In Abb. 5 ist der Radialzuwachs unterschiedlich stark geästeter Bäume in Relation zum Kontrollkollektiv dargestellt. Zwar führen kräftige Ästungseingriffe (rote Linien) zu einer stärkeren Zuwachsreduktion als schwächere (grüne Linien), jedoch erreichen auch diese Bäume nach maximal 2-3 Jahren wieder ihr ursprüngliches Zuwachsniveau. Da die Ästung blockweise erfolgte, handelte es sich bei den stärker geästeten Bäumen auch um Bäume mit größerer Krone. Aufgrund ihrer Vitalität können diese Bäume auch stärkere Ästungseingriffe schnell kompensieren.
Überwallungsdauer
Die Überwallungsdauer spielt vor allem im Hinblick auf eine Infektion durch Pilze eine wichtige Rolle. In Abb. 6 fällt insbesondere die Buche auf, die bei natürlicher Astreinigung zur Überwallung von nur 25 mm dicken Aststummeln bis zu 18 Jahren benötigte. Aus der Abbildung geht hervor, dass die Überwallung nach Grünästung fast doppelt so schnell erfolgt wie bei natürlicher Astreinigung. Astdurchmesser und Radialzuwachs, bei den nicht geästeten Bäumen auch die Totastlänge, haben einen signifikanten Einfluss auf den Überwallungsprozess.

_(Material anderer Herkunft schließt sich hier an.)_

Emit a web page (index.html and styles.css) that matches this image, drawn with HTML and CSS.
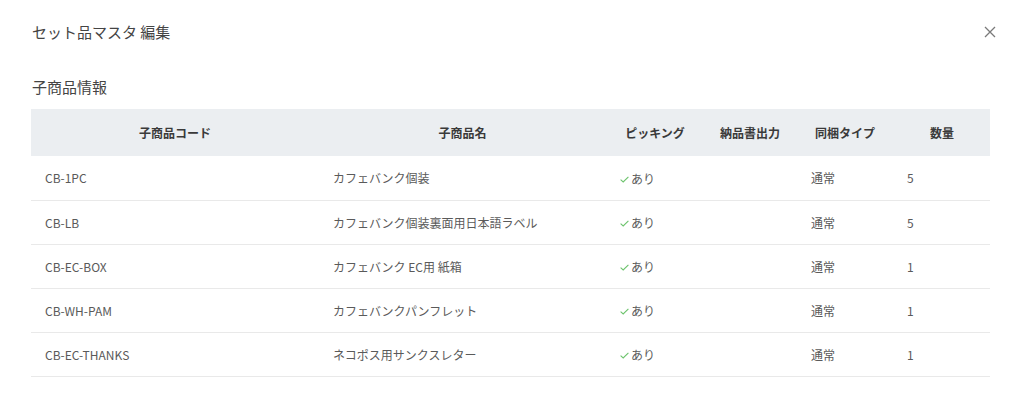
FILE: index.html
```html
<!DOCTYPE html>
<html lang="ja">
<head>
<meta charset="utf-8">
<title>セット品マスタ 編集</title>
<link rel="stylesheet" href="styles.css">
</head>
<body>
<div class="modal">
  <div class="modal-head">
    <h1 class="modal-title">セット品マスタ 編集</h1>
    <button class="close" aria-label="閉じる">
      <svg width="12" height="12" viewBox="0 0 12 12"><path d="M1 1L11 11M11 1L1 11" stroke="#7a7a7a" stroke-width="1.3" fill="none"/></svg>
    </button>
  </div>
  <h2 class="section-title">子商品情報</h2>
  <table class="items">
    <colgroup>
      <col class="c1"><col class="c2"><col class="c3"><col class="c4"><col class="c5"><col class="c6">
    </colgroup>
    <thead>
      <tr><th>子商品コード</th><th>子商品名</th><th>ピッキング</th><th>納品書出力</th><th>同梱タイプ</th><th>数量</th></tr>
    </thead>
    <tbody>
      <tr><td>CB-1PC</td><td>カフェバンク個装</td><td><span class="chk"><svg width="9" height="7" viewBox="0 0 9 7"><path d="M0.6 3.6L3.2 6L8.4 0.8" stroke="#6cc36c" stroke-width="1.1" fill="none"/></svg>あり</span></td><td></td><td>通常</td><td>5</td></tr>
      <tr><td>CB-LB</td><td>カフェバンク個装裏面用日本語ラベル</td><td><span class="chk"><svg width="9" height="7" viewBox="0 0 9 7"><path d="M0.6 3.6L3.2 6L8.4 0.8" stroke="#6cc36c" stroke-width="1.1" fill="none"/></svg>あり</span></td><td></td><td>通常</td><td>5</td></tr>
      <tr><td>CB-EC-BOX</td><td>カフェバンク EC用 紙箱</td><td><span class="chk"><svg width="9" height="7" viewBox="0 0 9 7"><path d="M0.6 3.6L3.2 6L8.4 0.8" stroke="#6cc36c" stroke-width="1.1" fill="none"/></svg>あり</span></td><td></td><td>通常</td><td>1</td></tr>
      <tr><td>CB-WH-PAM</td><td>カフェバンクパンフレット</td><td><span class="chk"><svg width="9" height="7" viewBox="0 0 9 7"><path d="M0.6 3.6L3.2 6L8.4 0.8" stroke="#6cc36c" stroke-width="1.1" fill="none"/></svg>あり</span></td><td></td><td>通常</td><td>1</td></tr>
      <tr><td>CB-EC-THANKS</td><td>ネコポス用サンクスレター</td><td><span class="chk"><svg width="9" height="7" viewBox="0 0 9 7"><path d="M0.6 3.6L3.2 6L8.4 0.8" stroke="#6cc36c" stroke-width="1.1" fill="none"/></svg>あり</span></td><td></td><td>通常</td><td>1</td></tr>
    </tbody>
  </table>
</div>
</body>
</html>
```

FILE: styles.css
```css
* { box-sizing: border-box; }
html, body { margin: 0; padding: 0; background: #fff; }
body {
  font-family: "Noto Sans CJK JP", "Noto Sans", sans-serif;
  color: #333;
}
.modal {
  width: 1024px;
  padding: 22px 34px 0 31px;
}
.modal-head {
  display: flex;
  justify-content: space-between;
  align-items: center;
  height: 20px;
}
.modal-title {
  margin: 0 0 0 1px;
  font-size: 15px;
  line-height: 20px;
  font-weight: 400;
  color: #444;
}
.close {
  border: 0;
  background: none;
  padding: 0;
  margin-right: -6px;
  width: 12px;
  height: 12px;
  display: flex;
  cursor: pointer;
}
.section-title {
  margin: 35px 0 12px 1px;
  font-size: 15px;
  line-height: 20px;
  font-weight: 400;
  color: #444;
}
.items {
  width: 959px;
  border-collapse: collapse;
  table-layout: fixed;
  font-size: 12px;
}
.c1 { width: 288px; }
.c2 { width: 287px; }
.c3 { width: 98px; }
.c4 { width: 92px; }
.c5 { width: 98px; }
.c6 { width: 96px; }
.items th {
  background: #ebeef1;
  height: 47px;
  padding: 0;
  text-align: center;
  font-weight: 700;
  color: #3a3a3a;
}
.items td {
  height: 44px;
  padding: 0 0 0 14px;
  color: #5a5a5a;
  border-bottom: 1px solid #e9e9e9;
  vertical-align: middle;
}
.items td:nth-child(6) { padding-left: 13px; }
.items td:nth-child(5) { padding-left: 15px; }
.chk {
  display: inline-flex;
  align-items: center;
  gap: 2px;
}
.chk svg { margin-top: 1px; }
```
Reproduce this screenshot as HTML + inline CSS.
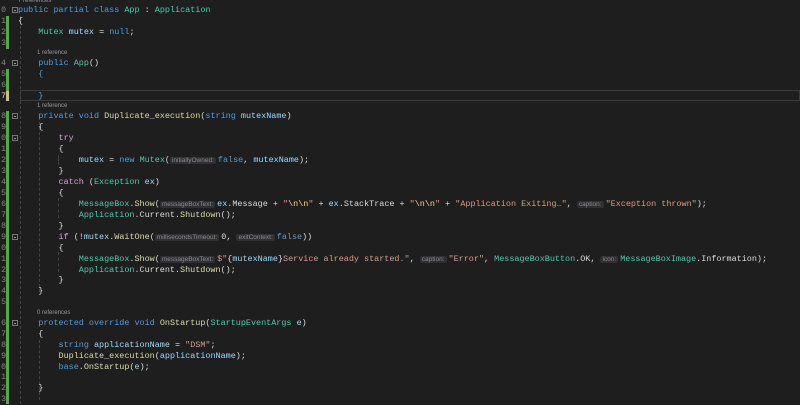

Nach den Modellergebnissen dauert die Überwallung bei Grünästung und Aststärken von 3 cm etwa 3 bis 5, bei natürlicher Astreinigung dagegen 7 bis 9 Jahre.
Abb. 6: Zusammenhang zwischen Überwallungsdauer und Astdurchmesser.
Schlussfolgerungen
Die Versuchsergebnisse bestätigen die auch in anderen Untersuchungen gefundene positive Einschätzung einer Grünästung zur Steigerung der Holzqualität. Risiken hinsichtlich Fäule- und Wasserreiserbildung und Zuwachsverluste sind bei sachgemäßer Durchführung als gering zu bezeichnen. Der Einfluss des Ästungszeitpunktes erwies sich im Hinblick auf die untersuchten Merkmale als nachrangig. Wie die Studie zeigt, können auch deutlich dickere Äste als 30 mm gefahrlos entnommen werden, wenn die entsprechende Schnitttechnik angewendet wird (siehe: Was muss man bei der Laubholz-Grünästung beachten?). Ein wichtiger Aspekt der sachgemäßen Durchführung einer Grünästung ist die Auswahl möglichst vitaler Bäume für die Ästung und deren konsequente Freistellung. Zwar erhöht sich hierdurch vorübergehend das Risiko einer Wasserreiserbildung, auf eine Durchforstung zu verzichten wäre jedoch verkehrt, weil ein geästeter Baum sich u.U. gegenüber konkurrenzstärkeren Nachbarn nicht behaupten kann. Da die Neigung zur Wasserreiserbildung baumindividuell sehr unterschiedlich ist wird empfohlen, bei der Auswahl der zu ästenden Bäume besonders sorgfältig auf entsprechende Merkmale zu achten.